Add one more thing to the list of worries for the world’s most indebted nation: weakening demand at its bond auctions.

While there’s no danger of the U.S. being unable to borrow as much as it needs, over the past two years, the drop-off has been unmistakable. Based on the number of bids that investors submitted versus the amount sold, average demand for 10-year notes has fallen to the lowest since October 2009.

Now for bond traders, there’s little in the data to suggest that weak auctions lead to losses in Treasuries, but it’s an early sign some investors are backing away from funding America’s obligations as U.S. budget deficits balloon and the Federal Reserve is raising interest rates.
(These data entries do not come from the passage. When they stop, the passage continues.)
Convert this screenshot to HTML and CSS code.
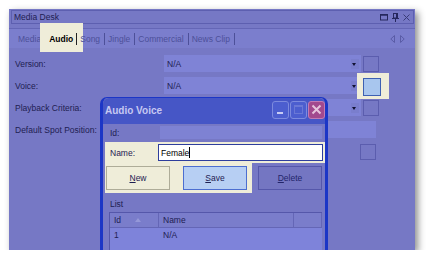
FILE: index.html
```html
<!DOCTYPE html>
<html lang="en">
<head>
    <meta charset="UTF-8">
    <title>Media Desk</title>
    <link rel="stylesheet" href="styles.css">
</head>
<body>
    <div class="window">
        <div class="titlebar">
            <span class="caption">Media Desk</span>
            <span class="tb-icons">
                <svg width="8" height="8" viewBox="0 0 8 8"><rect x="0.5" y="1.5" width="7" height="5.5" fill="none" stroke="#26285e"/><line x1="0" y1="2" x2="8" y2="2" stroke="#26285e" stroke-width="1.5"/></svg>
                <svg width="7" height="9" viewBox="0 0 7 9"><rect x="1.5" y="0.5" width="4" height="4.5" fill="none" stroke="#26285e"/><line x1="0" y1="5.5" x2="7" y2="5.5" stroke="#26285e"/><line x1="3.5" y1="5.5" x2="3.5" y2="9" stroke="#26285e"/><line x1="4.5" y1="1" x2="4.5" y2="5" stroke="#26285e"/></svg>
                <svg width="7" height="7" viewBox="0 0 7 7"><path d="M0.5 0.5 L6.5 6.5 M6.5 0.5 L0.5 6.5" stroke="#3a3c78" stroke-width="1"/></svg>
            </span>
        </div>

        <div class="tabs">
            <span class="tab">Media</span>
            <span class="tab active"><span class="tab-text">Audio</span></span>
            <i class="sep sep-first"></i>
            <span class="tab">Song</span><i class="sep"></i>
            <span class="tab">Jingle</span><i class="sep"></i>
            <span class="tab">Commercial</span><i class="sep"></i>
            <span class="tab">News Clip</span><i class="sep"></i>
            <span class="tab-arrows">
                <svg width="5" height="8" viewBox="0 0 5 8"><path d="M4.5 0.5 L0.8 4 L4.5 7.5 Z" fill="none" stroke="#5a5ca6"/></svg>
                <svg width="5" height="8" viewBox="0 0 5 8"><path d="M0.5 0.5 L4.2 4 L0.5 7.5 Z" fill="none" stroke="#5a5ca6"/></svg>
            </span>
        </div>

        <div class="form">
            <div class="row">
                <label>Version:</label>
                <div class="combo">N/A<i class="caret"></i></div>
                <span class="check"></span>
            </div>
            <div class="row">
                <label>Voice:</label>
                <div class="combo">N/A<i class="caret"></i></div>
                <span class="check focus"></span>
            </div>
            <div class="row">
                <label>Playback Criteria:</label>
                <div class="combo"><i class="caret"></i></div>
                <span class="check"></span>
            </div>
            <div class="row">
                <label>Default Spot Position:</label>
                <div class="combo wide"></div>
            </div>
            <div class="row">
                <label></label>
                <span class="check last"></span>
            </div>
        </div>

        <div class="dialog">
            <div class="dlg-title">
                <span>Audio Voice</span>
                <span class="dlg-buttons">
                    <span class="dbtn"><svg width="17" height="18" viewBox="0 0 17 18"><rect x="5" y="11" width="6" height="2" fill="#c8ccf4"/></svg></span>
                    <span class="dbtn"><svg width="17" height="18" viewBox="0 0 17 18"><rect x="4.5" y="4.5" width="8" height="8" fill="none" stroke="#6a78d6"/><line x1="4.5" y1="5.5" x2="12.5" y2="5.5" stroke="#6a78d6"/></svg></span>
                    <span class="dbtn close"><svg width="17" height="18" viewBox="0 0 17 18"><path d="M4.5 4.5 L12.5 12.5 M12.5 4.5 L4.5 12.5" stroke="#e6c4dc" stroke-width="2"/></svg></span>
                </span>
            </div>
            <div class="dlg-body">
                <div class="field">
                    <label>Id:</label>
                    <div class="idbox"></div>
                </div>
                <div class="field name-strip">
                    <label>Name:</label>
                    <div class="textbox">Female<i class="cursor"></i></div>
                </div>
                <div class="btn-row">
                    <div class="btn-strip">
                        <button class="btn new"><u>N</u>ew</button>
                        <button class="btn save"><u>S</u>ave</button>
                    </div>
                    <button class="btn delete"><u>D</u>elete</button>
                </div>
                <div class="list-label">List</div>
                <div class="listview">
                    <div class="lv-head">
                        <span class="col-id">Id<i class="sort"></i></span>
                        <span class="col-name">Name</span>
                        <span class="col-rest"></span>
                    </div>
                    <div class="lv-row">
                        <span class="col-id">1</span>
                        <span class="col-name">N/A</span>
                    </div>
                </div>
            </div>
        </div>
    </div>
</body>
</html>
```

FILE: styles.css
```css
* {
    box-sizing: border-box;
    margin: 0;
    padding: 0;
}

body {
    font-family: 'Liberation Sans', Arial, sans-serif;
    font-size: 8.5px;
    background-color: #ffffff;
    color: #1e2052;
}

.window {
    position: relative;
    width: 406px;
    height: 241px;
    margin: 9px 0 0 9px;
    background-color: #7678c5;
    box-shadow: 3px 3px 7px rgba(0, 0, 0, 0.45);
    overflow: hidden;
}

/* title bar */

.titlebar {
    display: flex;
    justify-content: space-between;
    align-items: center;
    height: 14px;
    margin: 1px 1px 0 2px;
    padding: 0 3px 0 2px;
    border: 1px solid #5d5fb0;
}

.tb-icons {
    display: flex;
    align-items: center;
    gap: 4px;
}

/* tabs */

.tabs {
    display: flex;
    align-items: center;
    height: 20px;
    margin-top: 4px;
    padding-left: 9px;
    background-color: #7b7ecd;
    border-top: 1px solid #6466b6;
}

.tab {
    position: relative;
    color: #4d5099;
    white-space: nowrap;
}

.tab.active {
    margin-left: 8px;
    font-weight: bold;
    color: #000000;
}

.tab.active::before {
    content: '';
    position: absolute;
    left: -9px;
    right: -10px;
    top: -11px;
    bottom: -8px;
    background-color: #efedd9;
}

.tab-text {
    position: relative;
}

.sep {
    position: relative;
    width: 1px;
    height: 12px;
    margin: 0 3px 0 4px;
    background-color: #4d5099;
}

.sep-first {
    margin-left: 3px;
    background-color: #222222;
}

.tab-arrows {
    display: flex;
    gap: 5px;
    margin-left: auto;
    margin-right: 10px;
}

/* form */

.form {
    padding: 7px 0 0 6px;
}

.row {
    display: flex;
    align-items: center;
    height: 17px;
    margin-bottom: 5px;
}

.row label {
    width: 149px;
}

.combo {
    position: relative;
    width: 197px;
    height: 17px;
    padding: 4px 0 0 3px;
    background-color: #7f83d6;
    color: #1e2052;
}

.combo.wide {
    width: 212px;
}

.caret {
    position: absolute;
    right: 2px;
    top: 4px;
    width: 8px;
    height: 10px;
    background-color: #7a7ecd;
}

.caret::after {
    content: '';
    position: absolute;
    left: 1px;
    top: 4px;
    border-left: 2.5px solid transparent;
    border-right: 2.5px solid transparent;
    border-top: 3px solid #111133;
}

.check {
    position: relative;
    width: 16px;
    height: 16px;
    margin-left: 2px;
    border: 1px solid #5b5dae;
}

.check.focus::before {
    content: '';
    position: absolute;
    left: -7px;
    right: -11px;
    top: -6px;
    bottom: -6px;
    background-color: #efedd9;
}

.check.focus::after {
    content: '';
    position: absolute;
    left: -1px;
    top: -1px;
    width: 16px;
    height: 16px;
    border: 1px solid #3d60b2;
    background-color: #a8c6ee;
}

.check.last {
    margin-left: 196px;
}

/* dialog */

.dialog {
    position: absolute;
    left: 91px;
    top: 88px;
    width: 228px;
    height: 170px;
    background-color: #7678c5;
    border: 3px solid #1c36c6;
    border-top-width: 1px;
    border-radius: 7px 7px 0 0;
}

.dlg-title {
    display: flex;
    justify-content: space-between;
    align-items: center;
    height: 26px;
    padding: 0 0 2px 2px;
    background-color: #4656c6;
    border-radius: 6px 6px 0 0;
    color: #c6c8f2;
    font-size: 10px;
    font-weight: bold;
}

.dlg-buttons {
    display: flex;
    gap: 1px;
}

.dbtn {
    display: block;
    width: 17px;
    height: 18px;
    border: 1px solid #7c8ade;
    border-radius: 3px;
    background-color: #4c5ecf;
}

.dbtn svg {
    display: block;
    margin: -1px;
}

.dbtn.close {
    background-color: #a2498e;
    border-color: #c27ab4;
}

.dlg-body {
    padding-top: 2px;
}

.field {
    display: flex;
    align-items: center;
    height: 13px;
    padding-left: 7px;
}

.field label {
    width: 50px;
}

.idbox {
    width: 162px;
    height: 13px;
    background-color: #7e82d3;
}

.name-strip {
    height: 21px;
    margin: 3px 0 0 2px;
    padding-left: 5px;
    background-color: #efedd9;
    color: #1e2052;
}

.name-strip label {
    width: 48px;
}

.textbox {
    display: flex;
    align-items: center;
    width: 165px;
    height: 17px;
    padding-left: 2px;
    background-color: #ffffff;
    border: 1px solid #2e3e9c;
    color: #000000;
}

.cursor {
    width: 1px;
    height: 11px;
    background-color: #000000;
}

.btn-row {
    display: flex;
    align-items: center;
    height: 30px;
}

.btn-strip {
    display: flex;
    align-items: center;
    gap: 13px;
    width: 147px;
    height: 30px;
    margin-left: 2px;
    padding-left: 1px;
    background-color: #efedd9;
}

.btn {
    width: 64px;
    height: 24px;
    font-family: inherit;
    font-size: 8.5px;
    color: #1e2052;
    border: 1px solid #aeac98;
    background-color: #efedd9;
}

.btn.save {
    background-color: #b7cff3;
    border-color: #4c6ed0;
}

.btn.delete {
    margin-left: 6px;
    background-color: #7476c2;
    border-color: #5557aa;
    color: #23256a;
}

.list-label {
    margin: 6px 0 0 7px;
    height: 12px;
}

.listview {
    margin: 1px 0 0 6px;
    width: 213px;
    height: 60px;
    background-color: #7e83da;
    border-left: 1px solid #5557aa;
    border-top: 1px solid #5557aa;
}

.lv-head {
    display: flex;
    height: 15px;
    background-color: #7a7dcb;
    border-bottom: 1px solid #6466b6;
}

.lv-head span {
    display: flex;
    align-items: center;
    padding-left: 4px;
    border-right: 1px solid #6466b6;
}

.col-id {
    position: relative;
    width: 49px;
}

.col-name {
    width: 135px;
}

.col-rest {
    flex: 1;
}

.sort {
    position: absolute;
    left: 25px;
    top: 5px;
    border-left: 3px solid transparent;
    border-right: 3px solid transparent;
    border-bottom: 4px solid #9598d8;
}

.lv-row {
    display: flex;
    height: 14px;
    align-items: center;
}

.lv-row span {
    padding-left: 4px;
}
```
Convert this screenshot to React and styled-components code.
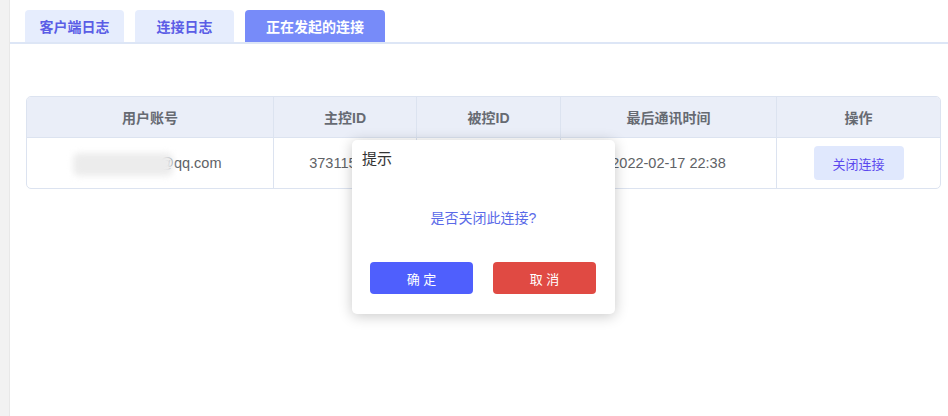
import React from 'react';
import { styled, createGlobalStyle } from 'styled-components';

const GlobalStyle = createGlobalStyle`
  html, body {
    margin: 0;
    padding: 0;
    background: #ffffff;
    font-family: "Liberation Sans", "Noto Sans CJK SC", sans-serif;
  }
`;

const tabs = [
  { label: '客户端日志', width: 99 },
  { label: '连接日志', width: 99 },
  { label: '正在发起的连接', width: 140, active: true },
];

const columns = [
  { title: '用户账号', width: 247 },
  { title: '主控ID', width: 143 },
  { title: '被控ID', width: 144 },
  { title: '最后通讯时间', width: 216 },
  { title: '操作' },
];

function App() {
  return (
    <>
      <GlobalStyle />
      <Page>
        <SideStrip />
        <Main>
          <TabBar>
            {tabs.map((t) => (
              <Tab key={t.label} $active={t.active} $width={t.width}>
                {t.label}
              </Tab>
            ))}
          </TabBar>

          <TableWrap>
            <Table>
              <colgroup>
                {columns.map((c) => (
                  <col key={c.title} style={c.width ? { width: c.width } : undefined} />
                ))}
              </colgroup>
              <thead>
                <tr>
                  {columns.map((c) => (
                    <Th key={c.title}>{c.title}</Th>
                  ))}
                </tr>
              </thead>
              <tbody>
                <tr>
                  <Td>
                    <Masked>1234567890</Masked>@qq.com
                  </Td>
                  <Td>373115862</Td>
                  <Td>825301477</Td>
                  <Td>2022-02-17 22:38</Td>
                  <Td>
                    <CloseBtn>关闭连接</CloseBtn>
                  </Td>
                </tr>
              </tbody>
            </Table>
          </TableWrap>
        </Main>

        <Dialog>
          <DialogTitle>提示</DialogTitle>
          <DialogMessage>是否关闭此连接?</DialogMessage>
          <DialogActions>
            <DialogButton $kind="confirm">确 定</DialogButton>
            <DialogButton $kind="cancel">取 消</DialogButton>
          </DialogActions>
        </Dialog>
      </Page>
    </>
  );
}

export default App;

const Page = styled.div`
  position: relative;
  display: flex;
  width: 948px;
  height: 416px;
  overflow: hidden;
`;

const SideStrip = styled.div`
  width: 9px;
  flex-shrink: 0;
  background: #f2f2f2;
  border-right: 1px solid #e8e8e8;
`;

const Main = styled.div`
  flex: 1;
  min-width: 0;
  display: flex;
  flex-direction: column;
`;

const TabBar = styled.div`
  display: flex;
  gap: 11px;
  padding: 10px 0 0 15px;
  border-bottom: 2px solid #dde6f6;
`;

const Tab = styled.div`
  width: ${(p) => p.$width}px;
  height: 32px;
  display: flex;
  align-items: center;
  justify-content: center;
  border-radius: 4px 4px 0 0;
  font-size: 14px;
  font-weight: bold;
  background: ${(p) => (p.$active ? '#778bf9' : '#e6edfd')};
  color: ${(p) => (p.$active ? '#ffffff' : '#5b5de6')};
`;

const TableWrap = styled.div`
  padding: 52px 7px 0 16px;
`;

const Table = styled.table`
  width: 100%;
  box-sizing: border-box;
  border-collapse: separate;
  border-spacing: 0;
  border: 1px solid #dce3f0;
  border-radius: 5px;
  overflow: hidden;
  table-layout: fixed;
`;

const Th = styled.th`
  height: 40px;
  padding: 0;
  background: #eaeef8;
  color: #666a72;
  font-size: 14px;
  font-weight: bold;
  text-align: center;
  border-bottom: 1px solid #dce3f0;
  border-right: 1px solid #dce3f0;
  &:last-child {
    border-right: none;
  }
`;

const Td = styled.td`
  height: 50px;
  padding: 0;
  text-align: center;
  color: #606266;
  font-size: 14.5px;
  border-right: 1px solid #dce3f0;
  white-space: nowrap;
  &:last-child {
    border-right: none;
  }
`;

const Masked = styled.span`
  position: relative;
  display: inline-block;
  color: transparent;
  &::before {
    content: '';
    position: absolute;
    left: -6px;
    right: -14px;
    top: -2px;
    bottom: -5px;
    background: #ececec;
    filter: blur(3px);
    border-radius: 6px;
  }
`;

const CloseBtn = styled.span`
  display: inline-flex;
  align-items: center;
  justify-content: center;
  width: 90px;
  height: 34px;
  background: #e0e8fd;
  border-radius: 4px;
  color: #5b48ee;
  font-size: 13px;
`;

const Dialog = styled.div`
  position: absolute;
  left: 352px;
  top: 140px;
  width: 263px;
  height: 174px;
  background: #ffffff;
  border-radius: 5px;
  box-shadow: 0 2px 14px rgba(0, 0, 0, 0.22);
  display: flex;
  flex-direction: column;
  box-sizing: border-box;
  padding: 9px 0 0;
`;

const DialogTitle = styled.div`
  padding-left: 10px;
  font-size: 15px;
  color: #333333;
  line-height: 20px;
`;

const DialogMessage = styled.div`
  margin-top: 38px;
  text-align: center;
  font-size: 14px;
  color: #5a6ae8;
  line-height: 22px;
`;

const DialogActions = styled.div`
  display: flex;
  gap: 20px;
  padding: 0 19px 0 18px;
  margin-top: 33px;
`;

const DialogButton = styled.button`
  width: 103px;
  height: 32px;
  border: none;
  border-radius: 4px;
  font-family: inherit;
  font-size: 13px;
  color: #ffffff;
  background: ${(p) => (p.$kind === 'confirm' ? '#4f5ffd' : '#e04a43')};
`;
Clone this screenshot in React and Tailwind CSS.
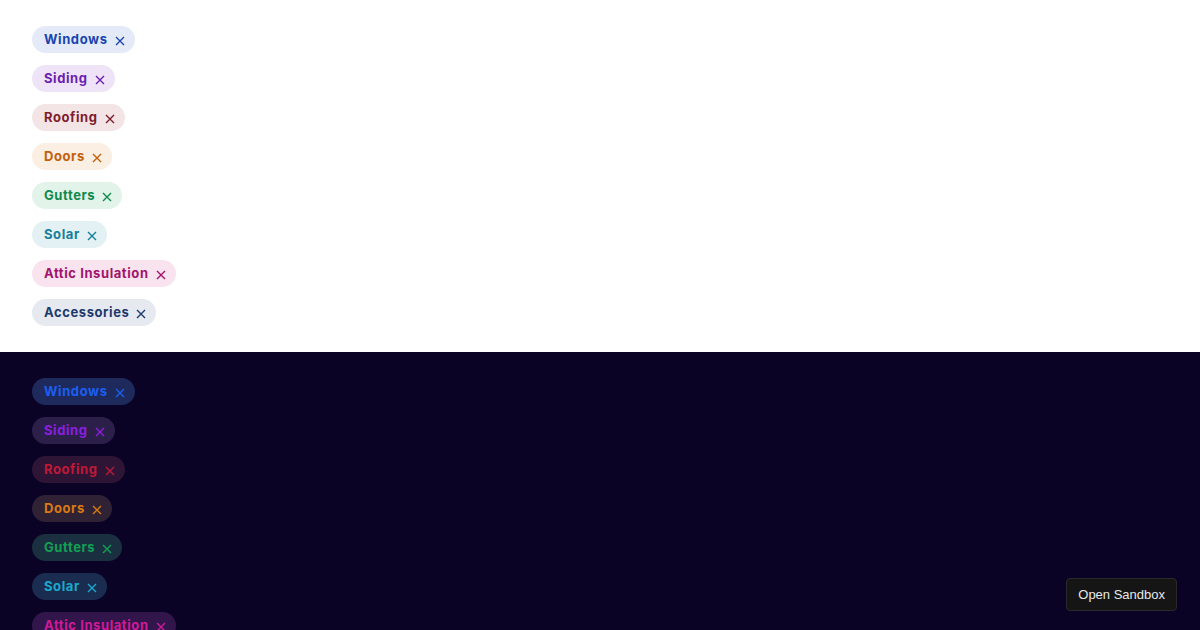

It’s a potentially toxic mix that could erode demand even more in the months ahead.

“There’s no good playbook, unfortunately,” said Thomas Simons, a money-market economist at Jefferies. “Treasury supply is further exacerbating what should be a natural move away from the market” as interest rates climb.

The yield on benchmark 10-year Treasuries has already risen around half a percentage point this year and was at 2.89 percent as of 7:30 a.m. Thursday in New York.

The government’s financing needs have already started to grow. As a result of the Trump administration’s tax cuts, the deficit is set to widen and reach almost $1 trillion next fiscal year. The shortfall is on top of the almost $21 trillion of debt the U.S. already owes, more than any other country. (Roughly 70 percent of that total is in the form of Treasuries.)

Excluding short-term bills, the U.S. government plans to borrow $62 billion at debt auctions this week by offering Treasuries due in 3, 10 and 30 years. The total is about $6 billion more than auctions of the same maturities in January. The first batch of enlarged sales last month were “noticeably worse” by most measures, Simons said.

Economists have questioned the value of Trump’s debt-financed tax cuts this far into the post-crisis economic cycle, in part because the stimulus is a departure from prevailing theory and the norm in recent decades. Borrowing has tended to decrease when the Fed is raising rates, and vice versa.

And with Fed officials projecting three rate increases this year, the opposite is poised to happen in 2018.

In the past two years, the average bid-to-cover ratio for 10-year note auctions has fallen to 2.46, the lowest since the period encompassing the financial crisis. As recently as 2013, the two-year average was above 3.